AIST 422 Contemporary Pacific Northwest Indians
Gen Ed: American Diversity
Cross-listed with ANTH 422 and RELS 422
This course is intended to impart an understanding of the vitality and rich diversity of contemporary Pacific Northwest American Indian societies, their histories, and their literatures, e.g., in the arts and expressive culture, in governmental affairs both indigenous and external, in economics, ecological relations and natural resources, in health care, and in family, social and religious life, in oral traditions, in world views and cultural values. This understanding is inclusive of both indigenous cultural, as well as contact-historical, expressions. An understanding of Tribal sovereignty and its varied meanings is key to this outcome. ANTH 422 is cooperative: open to WSU degree-seeking students.
AIST 478 Tribal Nation Economics and Law
Cross-listed with LAW 928
Survey of economic development strategies by various Tribal Nations, including an overview of federal incentive programs and disincentives for the growth of strong tribal economies. Tribal legal codes, commercial projects, and federal Indian law parameters will be discussed. Topics will include: the tribal government-owned corporate model, gaming enterprises, economic diversification, the federal 8(a) program, limitations on tribal tax-exempt bond offerings, and value-added on-reservation products.
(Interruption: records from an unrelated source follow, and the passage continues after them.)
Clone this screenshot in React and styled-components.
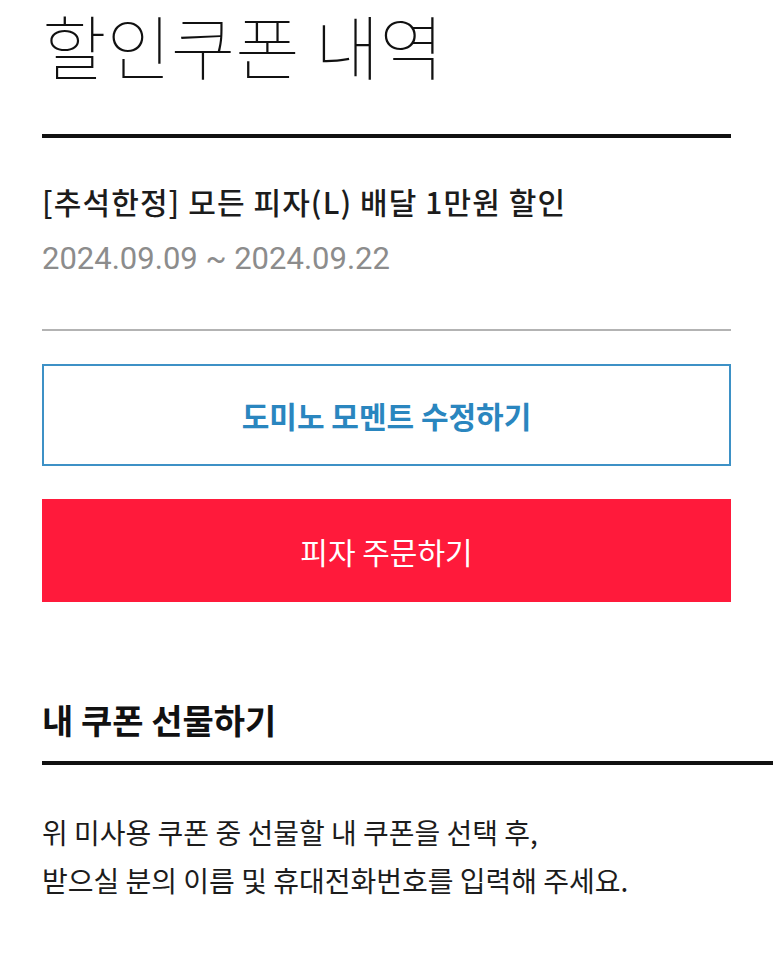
import React from "react";
import styled, { createGlobalStyle } from "styled-components";

const GlobalStyle = createGlobalStyle`
  html, body {
    margin: 0;
    padding: 0;
    background: #ffffff;
  }
  body {
    font-family: "Noto Sans CJK KR", "Noto Sans", sans-serif;
    color: #111111;
  }
  * {
    box-sizing: border-box;
  }
`;

const coupon = {
  title: "[추석한정] 모든 피자(L) 배달 1만원 할인",
  period: "2024.09.09 ~ 2024.09.22",
};

const App = () => {
  return (
    <>
      <GlobalStyle />
      <StPage>
        <StCouponSection>
          <StPageTitle>할인쿠폰 내역</StPageTitle>
          <StDivider />
          <StCouponItem>
            <StCouponName>{coupon.title}</StCouponName>
            <StCouponPeriod>{coupon.period}</StCouponPeriod>
          </StCouponItem>
          <StButtonGroup>
            <StButton type="button" variant="outline">
              도미노 모멘트 수정하기
            </StButton>
            <StButton type="button" variant="primary">
              피자 주문하기
            </StButton>
          </StButtonGroup>
        </StCouponSection>

        <StGiftSection>
          <StSectionTitle>내 쿠폰 선물하기</StSectionTitle>
          <StDivider />
          <StGuide>
            위 미사용 쿠폰 중 선물할 내 쿠폰을 선택 후,
            <br />
            받으실 분의 이름 및 휴대전화번호를 입력해 주세요.
          </StGuide>
        </StGiftSection>
      </StPage>
    </>
  );
};

export default App;

const StPage = styled.div`
  width: 773px;
  min-height: 972px;
  padding-left: 42px;
  display: flex;
  flex-direction: column;
`;

const StCouponSection = styled.section`
  margin-right: 42px;
  display: flex;
  flex-direction: column;
`;

const StPageTitle = styled.h1`
  margin: 0 0 47px 0;
  padding-top: 3px;
  font-size: 70px;
  line-height: 84px;
  font-weight: 100;
  color: #111111;
  letter-spacing: 0;
`;

const StDivider = styled.div`
  height: 4px;
  background-color: #111111;
`;

const StCouponItem = styled.div`
  margin-top: 44px;
  padding-bottom: 50px;
  border-bottom: 2px solid #b3b3b3;
  display: flex;
  flex-direction: column;
  gap: 19px;
`;

const StCouponName = styled.div`
  font-size: 30px;
  line-height: 38px;
  font-weight: 500;
  color: #1c1c1c;
  letter-spacing: 1.1px;
`;

const StCouponPeriod = styled.div`
  font-family: Roboto, "Noto Sans", sans-serif;
  font-size: 31px;
  line-height: 40px;
  color: #8c8c8c;
`;

const StButtonGroup = styled.div`
  margin-top: 33px;
  display: flex;
  flex-direction: column;
  gap: 33px;
`;

const StButton = styled.button`
  height: ${(props) => (props.variant === "outline" ? "102px" : "103px")};
  width: 100%;
  display: flex;
  align-items: center;
  justify-content: center;
  padding: 0;
  font-family: "Noto Sans CJK KR", "Noto Sans", sans-serif;
  font-size: 30px;
  cursor: pointer;
  border: ${(props) =>
    props.variant === "outline" ? "2px solid #3d91c6" : "0px"};
  background-color: ${(props) =>
    props.variant === "outline" ? "#ffffff" : "#ff1a3b"};
  color: ${(props) => (props.variant === "outline" ? "#2a86bf" : "#ffffff")};
  font-weight: ${(props) => (props.variant === "outline" ? 700 : 400)};
`;

const StGiftSection = styled.section`
  margin-top: 96px;
  display: flex;
  flex-direction: column;
`;

const StSectionTitle = styled.h2`
  margin: 0 0 19px 0;
  font-size: 34px;
  line-height: 44px;
  font-weight: 700;
  color: #111111;
`;

const StGuide = styled.p`
  margin: 43px 0 0 0;
  font-size: 28px;
  line-height: 48px;
  font-weight: 400;
  color: #1c1c1c;
`;
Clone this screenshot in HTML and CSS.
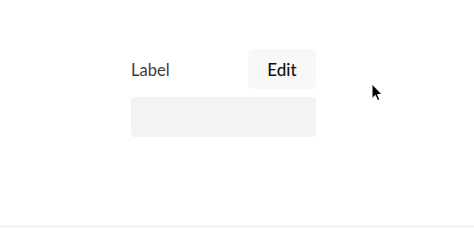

LAW 928 is a law class and will be graded based on the norms and expectations to which law students are normally held. AIST 478 is an undergraduate course that will be assessed on a P/F basis according to the general norms and expectations for an upper division undergraduate course. (Spring, alt/years)
AIST 484 American Indian Literature
AIST 498 (s) Internship
Supervised internship in an Indian community setting, integrating academic study with work experience; requires formal plan of activities to be approved by the on site supervisor and assigned faculty member; a final written report will be evaluated by the assigned faculty member.